La démocratie française aussi mise en péril
Cette crise ne marque pas seulement un tournant pour le Macronisme, mais aussi pour l’ensemble de la démocratie française. De fait, la crise actuelle dépasse le simple cadre institutionnel et interroge les fondements mêmes de la démocratie française. La crise est, en effet, marquée par une instabilité politique préoccupante. La France semble paralysée par des blocages institutionnels comme la motion de censure. La difficulté à former une majorité parlementaire stable rend la gouvernance presque impossible, comme le souligne The Financial Times. Dans les journaux internationaux, il semble alors que ce manque de cohésion fragilise non seulement le pouvoir exécutif, mais aussi l’image de la France sur la scène internationale. De plus, on observe une forte polarisation des extrêmes et une alliance inédite. Les partis d’extrême droite et d’extrême gauche ont chacun voté en faveur de la motion de censure. Si les partisans de LFI affirment que cette dernière relève de leur décision seule, il n’empêche que les deux partis se rejoignent autour d’un combat : destituer le gouvernement d’Emmanuel Macron. Le vote commun des extrêmes révèle une fracture profonde au sein de l’électorat. Entre ces deux pôles, le centre politique, jadis incarné par Emmanuel Macron, peine à s’imposer comme force unificatrice. En outre, cette crise politique mène à une crise de légitimité présidentielle qui pourrait impacter la crédibilité des institutions françaises. Comme le note Blick, la situation actuelle soulève des questions sur la légitimité d’un président à exercer pleinement ses fonctions lorsqu’il n’a plus le soutien d’une majorité parlementaire ni d’une partie significative de l’opinion publique. De possibles élections présidentielles anticipées, comme les élections anticipées de juillet 2023 en Espagne, bien que constitutionnellement rares, sont désormais évoquées par certains observateurs.

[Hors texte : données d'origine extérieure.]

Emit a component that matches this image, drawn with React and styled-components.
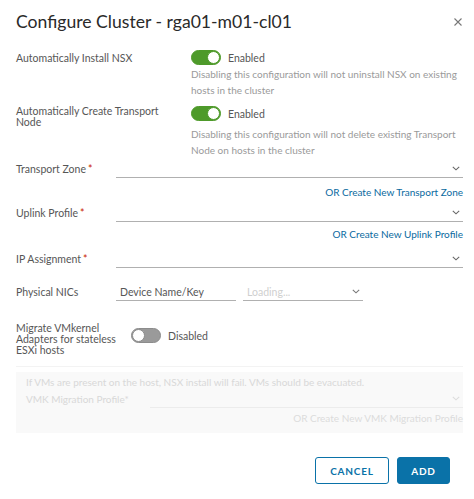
import React from "react";
import styled, { createGlobalStyle } from "styled-components";

const Global = createGlobalStyle`
  html, body { margin: 0; padding: 0; background: #fff; }
  body { font-family: Lato, "Open Sans", sans-serif; color: #565656; }
  * { box-sizing: border-box; }
`;

const Page = styled.div`
  width: 474px;
  height: 499px;
  padding: 9px 11px 0 16px;
  display: flex;
  flex-direction: column;
`;

const Header = styled.div`
  display: flex;
  align-items: center;
  justify-content: space-between;
  height: 26px;
`;

const Title = styled.h1`
  margin: 0;
  font-size: 17.6px;
  font-weight: 400;
  color: #2a2a2a;
  line-height: 26px;
`;

const Close = styled.button`
  border: 0;
  background: none;
  padding: 0;
  width: 10px;
  height: 10px;
  display: flex;
  align-items: center;
  justify-content: center;
  cursor: pointer;
`;

const Form = styled.div`
  display: flex;
  flex-direction: column;
`;

const SwitchRow = styled.div`
  display: grid;
  grid-template-columns: ${(p) => p.$labelWidth}px 1fr;
  margin-top: ${(p) => p.$top}px;
  align-items: start;
`;

const Label = styled.div`
  font-size: 10.5px;
  line-height: ${(p) => p.$lh || 12}px;
  color: #565656;
  padding-top: ${(p) => p.$pt || 0}px;
`;

const Req = styled.span`
  color: #c92100;
  margin-left: 2px;
`;

const SwitchCell = styled.div`
  display: flex;
  flex-direction: column;
  padding-top: ${(p) => p.$pt || 0}px;
`;

const SwitchLine = styled.div`
  display: flex;
  align-items: center;
  gap: 7px;
  height: 15px;
`;

const Track = styled.span`
  position: relative;
  width: 30px;
  height: 15px;
  border-radius: 8px;
  background: ${(p) => (p.$on ? "#4e9a2a" : "#9a9a9a")};
  border: 1px solid ${(p) => (p.$on ? "#4e9a2a" : "#8c8c8c")};
  flex: none;
`;

const Knob = styled.span`
  position: absolute;
  top: 0;
  ${(p) => (p.$on ? "right: 0;" : "left: 0;")}
  width: 13px;
  height: 13px;
  border-radius: 50%;
  background: #fff;
  border: 1px solid ${(p) => (p.$on ? "#4e9a2a" : "#8c8c8c")};
`;

const SwitchText = styled.span`
  font-size: 10.5px;
  color: #565656;
`;

const Help = styled.div`
  font-size: 10px;
  line-height: 16px;
  color: #9a9a9a;
  margin-top: ${(p) => p.$gap}px;
`;

const FieldRow = styled.div`
  display: grid;
  grid-template-columns: 100px 1fr;
  align-items: center;
  margin-top: ${(p) => p.$top}px;
`;

const SelectBox = styled.div`
  display: flex;
  align-items: center;
  justify-content: space-between;
  height: 18px;
  border-bottom: 1px solid ${(p) => (p.$faint ? "#ececec" : "#b0b0b0")};
  padding: 0 3px 0 4px;
  width: ${(p) => (p.$w ? p.$w + "px" : "auto")};
  font-size: 10.5px;
  color: ${(p) => (p.$muted ? "#cfcfcf" : "#565656")};
`;

const LinkRow = styled.div`
  display: flex;
  justify-content: flex-end;
  margin-top: ${(p) => p.$top}px;
`;

const Link = styled.a`
  font-size: 10px;
  color: ${(p) => (p.$disabled ? "#dcdcdc" : "#0a6aa0")};
  text-decoration: none;
  line-height: 12px;
`;

const NicControls = styled.div`
  display: flex;
  gap: 7px;
`;

const Panel = styled.div`
  margin-top: 10px;
  border-top: 1px solid #f3f3f3;
  padding-top: 5px;
`;

const PanelInner = styled.div`
  background: #f9f9f9;
  height: 61px;
  padding: 4px 0 0 10px;
  display: flex;
  flex-direction: column;
`;

const PanelText = styled.div`
  font-size: 10px;
  color: #d8d8d8;
  line-height: 12px;
`;

const PanelRow = styled.div`
  display: grid;
  grid-template-columns: 124px 1fr;
  align-items: center;
  margin-top: 2px;
`;

const Footer = styled.div`
  display: flex;
  justify-content: flex-end;
  gap: 8px;
  margin-top: 24px;
  padding-right: 13px;
`;

const Button = styled.button`
  height: 27px;
  padding: 0;
  width: ${(p) => p.$w}px;
  border-radius: 3px;
  font-family: Lato, "Open Sans", sans-serif;
  font-weight: 700;
  font-size: 10px;
  letter-spacing: 0.8px;
  text-transform: uppercase;
  border: 1px solid #0a72a8;
  background: ${(p) => (p.$primary ? "#0a72a8" : "#fff")};
  color: ${(p) => (p.$primary ? "#fff" : "#0a72a8")};
  cursor: pointer;
`;

const Chevron = ({ color = "#666" }) => (
  <svg width="8" height="5" viewBox="0 0 8 5">
    <path d="M0.8 0.8 L4 3.8 L7.2 0.8" fill="none" stroke={color} strokeWidth="1.1" />
  </svg>
);

const Toggle = ({ on, text }) => (
  <SwitchLine>
    <Track $on={on}>
      <Knob $on={on} />
    </Track>
    <SwitchText>{text}</SwitchText>
  </SwitchLine>
);

export default function App() {
  return (
    <>
      <Global />
      <Page>
        <Header>
          <Title>Configure Cluster - rga01-m01-cl01</Title>
          <Close aria-label="close">
            <svg width="8" height="8" viewBox="0 0 8 8">
              <path d="M0.5 0.5 L7.5 7.5 M7.5 0.5 L0.5 7.5" stroke="#777" strokeWidth="1.1" />
            </svg>
          </Close>
        </Header>
        <Form>
          <SwitchRow $labelWidth={175} $top={15}>
            <Label $pt={2}>Automatically Install NSX</Label>
            <SwitchCell>
              <Toggle on text="Enabled" />
              <Help $gap={1}>
                Disabling this configuration will not uninstall NSX on existing
                <br />
                hosts in the cluster
              </Help>
            </SwitchCell>
          </SwitchRow>
          <SwitchRow $labelWidth={175} $top={8}>
            <Label $lh={11} $pt={-2}>
              Automatically Create Transport
              <br />
              Node
            </Label>
            <SwitchCell>
              <Toggle on text="Enabled" />
              <Help $gap={5}>
                Disabling this configuration will not delete existing Transport
                <br />
                Node on hosts in the cluster
              </Help>
            </SwitchCell>
          </SwitchRow>

          <FieldRow $top={2}>
            <Label>
              Transport Zone<Req>*</Req>
            </Label>
            <SelectBox>
              <span />
              <Chevron />
            </SelectBox>
          </FieldRow>
          <LinkRow $top={8}>
            <Link href="#">OR Create New Transport Zone</Link>
          </LinkRow>

          <FieldRow $top={6}>
            <Label>
              Uplink Profile<Req>*</Req>
            </Label>
            <SelectBox>
              <span />
              <Chevron />
            </SelectBox>
          </FieldRow>
          <LinkRow $top={6}>
            <Link href="#">OR Create New Uplink Profile</Link>
          </LinkRow>

          <FieldRow $top={10}>
            <Label>
              IP Assignment<Req>*</Req>
            </Label>
            <SelectBox>
              <span />
              <Chevron />
            </SelectBox>
          </FieldRow>

          <FieldRow $top={15}>
            <Label>Physical NICs</Label>
            <NicControls>
              <SelectBox $w={120}>Device Name/Key</SelectBox>
              <SelectBox $w={120} $muted>
                <span>Loading...</span>
                <Chevron color="#777" />
              </SelectBox>
            </NicControls>
          </FieldRow>

          <SwitchRow $labelWidth={115} $top={22}>
            <Label $lh={11}>
              Migrate VMkernel
              <br />
              Adapters for stateless
              <br />
              ESXi hosts
            </Label>
            <SwitchCell $pt={5}>
              <Toggle text="Disabled" />
            </SwitchCell>
          </SwitchRow>

          <Panel>
            <PanelInner>
              <PanelText>If VMs are present on the host, NSX install will fail. VMs should be evacuated.</PanelText>
              <PanelRow>
                <PanelText>
                  VMK Migration Profile<span>*</span>
                </PanelText>
                <SelectBox $faint>
                  <span />
                  <Chevron color="#dcdcdc" />
                </SelectBox>
              </PanelRow>
              <LinkRow $top={4}>
                <Link $disabled>OR Create New VMK Migration Profile</Link>
              </LinkRow>
            </PanelInner>
          </Panel>
        </Form>
        <Footer>
          <Button $w={74}>Cancel</Button>
          <Button $w={53} $primary>
            Add
          </Button>
        </Footer>
      </Page>
    </>
  );
}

Les impacts possibles de cette décision sur l’avenir de la Ve République et sur ses voisins
D’une part, l’instabilité politique actuelle impacte les perspectives d’avenir de la Ve République. Face à cette crise plusieurs scénarios sont proposés mais tous semblent assez risqués. D’abord, certains observateurs pensent à une grande coalition pour sauver la République actuelle. Cette solution est proposée par Le Soir et rassemblerait les forces modérées de droite et de gauche. Une telle initiative permettrait de stabiliser l’Assemblée nationale et de retrouver un consensus lors de la mise en place de réformes. Cependant, elle semble assez irréalisable puisqu’elle nécessiterait des concessions de la part des principaux partis. De plus, la démission de Michel Barnier et la crise actuelle pourraient suggérer une auto-dissolution de l’Assemblée nationale. Emmanuel Macron pourrait choisir de dissoudre l’Assemblée nationale pour ne pas attendre juillet et pour provoquer de nouvelles élections législatives. Une telle décision serait risquée, car elle pourrait renforcer encore davantage les partis d’opposition, en particulier le Rassemblement national de Marine Le Pen, que El País considère comme la principale bénéficiaire de la crise actuelle. Enfin, solutionner la crise actuelle pourrait passer par une révision constitutionnelle de la 5ème République. De fait, la crise actuelle relance le débat sur l’avenir institutionnel de la France. Certains, notamment à gauche, plaident pour une VIe République qui limiterait les pouvoirs présidentiels et renforcerait le rôle du Parlement. Une telle réforme pourrait peut-être apaiser les tensions à long terme, mais sa mise en œuvre nécessiterait un consensus politique qui semble aujourd’hui impossible, en vue des tensions au sein de l’Assemblée.
D’autre part, il pourrait y avoir une réaction internationale à cette crise. De fait, un changement radical de gouvernement pourrait affecter les relations diplomatiques de la France avec d’autres pays. Si la France est perçue comme un pays politiquement instable, son rôle de leader au sein de l’Union Européenne pourrait être affecté. De fait, un nouveau gouvernement élu pourrait avoir des priorités différentes, ce qui redéfinirait son rôle au sein de l’UE. Et, il pourrait aussi y avoir une réaction négative des investisseurs et des marchés financiers ce qui mènerait à une dépréciation de l’euro et une volatilité économique, par exemple.